Will listened as I continued, "Son, the first mistake you made was even commenting on her clothes in the first place. Never tell a woman what you really think about her clothes. If she covers her body from head to toe in burlap bags and ties a snake around her waist, tell her that it's the most stylish outfit that you've ever seen. And leave it at that. Talking to women about their clothes is like talking to them about their relatives - no possible good can come from it."
Will nodded, and I continued, "The second mistake you made was buying her a bunch of stuff to eat at the movies on the front end. If this was your first date with her you had no idea as to how things would go. The best thing would've been to take her into the theatre, see how things progressed for an hour or so, and then make the decision as to whether or not you want to blow fifteen or twenty bucks on refreshments. If things go well, that's great, spend the dough with a big smile on your face. If they don't, well, as soon as the movie is over tell her that you think you're starting to get an intestinal bug and that you need to get her home really fast. Then, rush her on home, say goodbye quickly and leave, and then stop off at Nu-Way on your way back for a couple of tasty all-the-way dogs."
Will nodded respectfully at all that, then asked, "So Dad, what you're telling me is that dating women is sort of like the stock market, that you shouldn't invest until you know more about the company's performance?"
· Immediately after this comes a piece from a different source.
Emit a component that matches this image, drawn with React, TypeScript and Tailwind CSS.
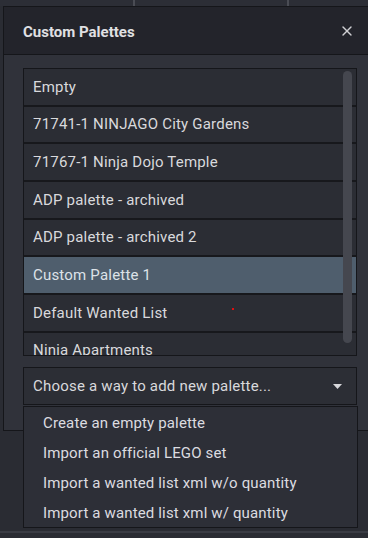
import { X } from "lucide-react";

const palettes = [
  "Empty",
  "71741-1 NINJAGO City Gardens",
  "71767-1 Ninja Dojo Temple",
  "ADP palette - archived",
  "ADP palette - archived 2",
  "Custom Palette 1",
  "Default Wanted List",
  "Ninja Apartments",
];

const options = [
  "Create an empty palette",
  "Import an official LEGO set",
  "Import a wanted list xml w/o quantity",
  "Import a wanted list xml w/ quantity",
];

export default function App() {
  const selected = "Custom Palette 1";

  return (
    <div
      className="relative w-[368px] h-[538px] overflow-hidden bg-[#2a2c33] text-[#d9d9dc]"
      style={{ fontFamily: "Roboto, 'Noto Sans', sans-serif" }}
    >
      {/* page behind the dialog */}
      <div className="flex h-[6px] bg-[#2c2e36]">
        <div className="w-[135px] border-r-2 border-[#4a4c54]" />
        <div className="w-[154px] border-r-2 border-[#4a4c54]" />
      </div>

      {/* Dialog */}
      <div className="ml-[3px] h-[425px] flex flex-col border-l border-t border-b border-[#15161a] bg-[#30323a]">
        {/* Header */}
        <div className="h-[48px] shrink-0 flex items-center justify-between pl-[19px] pr-[13px] bg-[#23242b] border-b border-[#15161a]">
          <h2 className="mt-[3px] text-[15px] font-bold text-[#e0e0e3]">Custom Palettes</h2>
          <X className="w-[16px] h-[16px] text-[#d0d0d4]" strokeWidth={2} />
        </div>

        {/* Body */}
        <div className="flex-1 flex flex-col pt-[13px] pl-[19px] pr-[11px]">
          <div className="relative h-[288px] overflow-hidden border border-[#15161a] bg-[#2b2d34]">
            {palettes.map((name) => (
              <div
                key={name}
                className={`h-[37.67px] flex items-center pl-[9px] border-b-2 border-[#17181c] text-[15px] tracking-[0.2px] ${
                  name === selected ? "bg-[#4f5e6d] text-[#dde2e8]" : "bg-[#2b2d34]"
                }`}
              >
                {name}
              </div>
            ))}
            <div className="absolute left-[319px] top-[2px] w-[9px] h-[272px] rounded-full bg-[#45474f]" />
            {/* stray red dot */}
            <div className="absolute left-[208px] top-[239px] w-[2px] h-[2px] bg-[#e01010]" />
          </div>

          {/* Select */}
          <div className="mt-[11px] h-[38px] flex items-center justify-between pl-[9px] pr-[14px] border border-[#15161a] bg-[#2c2e35] text-[15px] tracking-[0.2px]">
            <span>Choose a way to add new palette...</span>
            <svg width="9" height="5" viewBox="0 0 9 5">
              <path d="M0 0 L9 0 L4.5 5 Z" fill="#d8d8dc" />
            </svg>
          </div>
        </div>
      </div>

      {/* bottom page line */}
      <div className="mt-[100px] h-[2px] bg-[#3a3c44]" />

      {/* Dropdown menu */}
      <div className="absolute left-[23px] top-[406px] w-[335px] h-[122px] bg-[#2d2f37] border border-[#15161a] pt-[1px]">
        {options.map((o) => (
          <div key={o} className="h-[30px] flex items-center pl-[19px] text-[15px] tracking-[0.15px] text-[#dcdce0]">
            {o}
          </div>
        ))}
      </div>
    </div>
  );
}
I sagely replied as follows, "Son, I see it more like this. Dating is sort of like a war, you don't want to oversupply the front until you've seen that you've made some reasonable advances...."
About the author
Ed's latest book, "Rough As A Cob," can be ordered by calling River City Publishing toll-free at: 877-408-7078. He's also a popular after dinner speaker, and his column runs in a number of Southeastern publications. You can contact him via email at: firstname.lastname@example.org, or through his web site address at: www.ed-williams.com.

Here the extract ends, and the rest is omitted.